Task description:
Skip the pictures and quote all of the lines exactly.

** start **

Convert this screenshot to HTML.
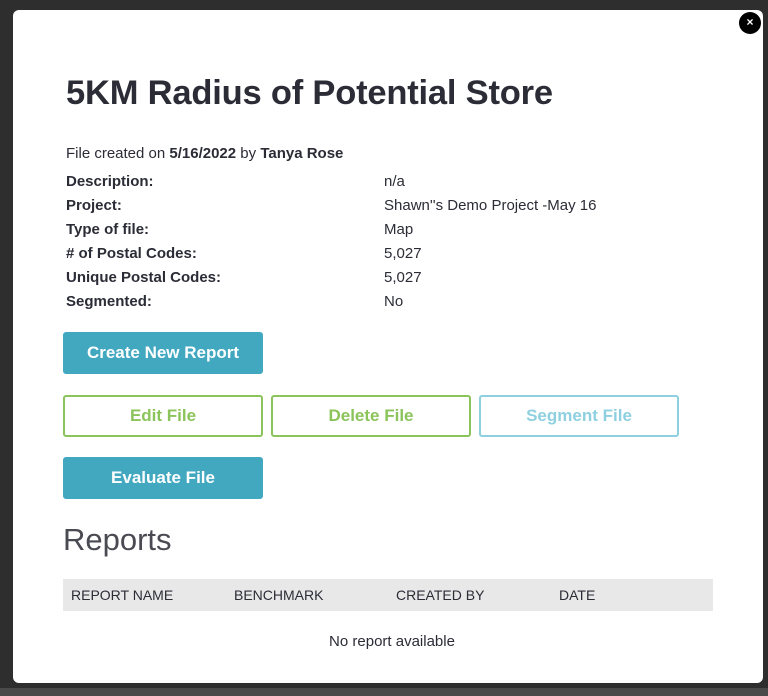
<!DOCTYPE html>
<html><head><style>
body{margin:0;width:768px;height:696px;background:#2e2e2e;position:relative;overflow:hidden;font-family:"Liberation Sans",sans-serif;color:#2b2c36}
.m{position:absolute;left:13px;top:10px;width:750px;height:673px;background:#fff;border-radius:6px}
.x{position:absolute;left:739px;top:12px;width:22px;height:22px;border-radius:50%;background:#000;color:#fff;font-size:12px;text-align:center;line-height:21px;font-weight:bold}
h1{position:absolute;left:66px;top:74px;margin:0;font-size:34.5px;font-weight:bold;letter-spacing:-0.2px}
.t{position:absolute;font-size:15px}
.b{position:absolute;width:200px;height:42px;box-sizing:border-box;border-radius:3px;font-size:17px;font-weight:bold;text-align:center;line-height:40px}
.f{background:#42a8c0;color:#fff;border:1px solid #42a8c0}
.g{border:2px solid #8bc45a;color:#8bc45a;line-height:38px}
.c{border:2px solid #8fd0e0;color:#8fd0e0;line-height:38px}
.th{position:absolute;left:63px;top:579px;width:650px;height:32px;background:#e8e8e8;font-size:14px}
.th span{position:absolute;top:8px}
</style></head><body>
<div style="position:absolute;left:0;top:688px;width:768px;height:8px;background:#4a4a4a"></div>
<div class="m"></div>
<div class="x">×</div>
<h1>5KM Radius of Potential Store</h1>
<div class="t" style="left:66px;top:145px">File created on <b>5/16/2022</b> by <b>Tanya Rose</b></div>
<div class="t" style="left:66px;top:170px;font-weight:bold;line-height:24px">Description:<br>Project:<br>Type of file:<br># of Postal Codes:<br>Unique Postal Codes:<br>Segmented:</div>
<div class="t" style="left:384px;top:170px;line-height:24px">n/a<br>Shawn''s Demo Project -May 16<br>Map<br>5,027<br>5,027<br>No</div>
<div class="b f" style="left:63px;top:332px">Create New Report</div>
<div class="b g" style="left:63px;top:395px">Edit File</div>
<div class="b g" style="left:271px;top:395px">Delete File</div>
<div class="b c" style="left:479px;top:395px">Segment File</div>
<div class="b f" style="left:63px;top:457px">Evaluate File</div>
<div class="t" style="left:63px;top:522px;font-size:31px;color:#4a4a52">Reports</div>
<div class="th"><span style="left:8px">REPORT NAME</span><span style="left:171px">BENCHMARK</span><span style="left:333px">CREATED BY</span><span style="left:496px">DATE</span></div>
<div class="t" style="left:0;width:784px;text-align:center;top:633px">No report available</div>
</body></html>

** end **

Worked solution:
Convert this screenshot to HTML.
<!DOCTYPE html>
<html><head><style>
body{margin:0;width:768px;height:696px;background:#2e2e2e;position:relative;overflow:hidden;font-family:"Liberation Sans",sans-serif;color:#2b2c36}
.m{position:absolute;left:13px;top:10px;width:750px;height:673px;background:#fff;border-radius:6px}
.x{position:absolute;left:739px;top:12px;width:22px;height:22px;border-radius:50%;background:#000;color:#fff;font-size:12px;text-align:center;line-height:21px;font-weight:bold}
h1{position:absolute;left:66px;top:74px;margin:0;font-size:34.5px;font-weight:bold;letter-spacing:-0.2px}
.t{position:absolute;font-size:15px}
.b{position:absolute;width:200px;height:42px;box-sizing:border-box;border-radius:3px;font-size:17px;font-weight:bold;text-align:center;line-height:40px}
.f{background:#42a8c0;color:#fff;border:1px solid #42a8c0}
.g{border:2px solid #8bc45a;color:#8bc45a;line-height:38px}
.c{border:2px solid #8fd0e0;color:#8fd0e0;line-height:38px}
.th{position:absolute;left:63px;top:579px;width:650px;height:32px;background:#e8e8e8;font-size:14px}
.th span{position:absolute;top:8px}
</style></head><body>
<div style="position:absolute;left:0;top:688px;width:768px;height:8px;background:#4a4a4a"></div>
<div class="m"></div>
<div class="x">×</div>
<h1>5KM Radius of Potential Store</h1>
<div class="t" style="left:66px;top:145px">File created on <b>5/16/2022</b> by <b>Tanya Rose</b></div>
<div class="t" style="left:66px;top:170px;font-weight:bold;line-height:24px">Description:<br>Project:<br>Type of file:<br># of Postal Codes:<br>Unique Postal Codes:<br>Segmented:</div>
<div class="t" style="left:384px;top:170px;line-height:24px">n/a<br>Shawn''s Demo Project -May 16<br>Map<br>5,027<br>5,027<br>No</div>
<div class="b f" style="left:63px;top:332px">Create New Report</div>
<div class="b g" style="left:63px;top:395px">Edit File</div>
<div class="b g" style="left:271px;top:395px">Delete File</div>
<div class="b c" style="left:479px;top:395px">Segment File</div>
<div class="b f" style="left:63px;top:457px">Evaluate File</div>
<div class="t" style="left:63px;top:522px;font-size:31px;color:#4a4a52">Reports</div>
<div class="th"><span style="left:8px">REPORT NAME</span><span style="left:171px">BENCHMARK</span><span style="left:333px">CREATED BY</span><span style="left:496px">DATE</span></div>
<div class="t" style="left:0;width:784px;text-align:center;top:633px">No report available</div>
</body></html>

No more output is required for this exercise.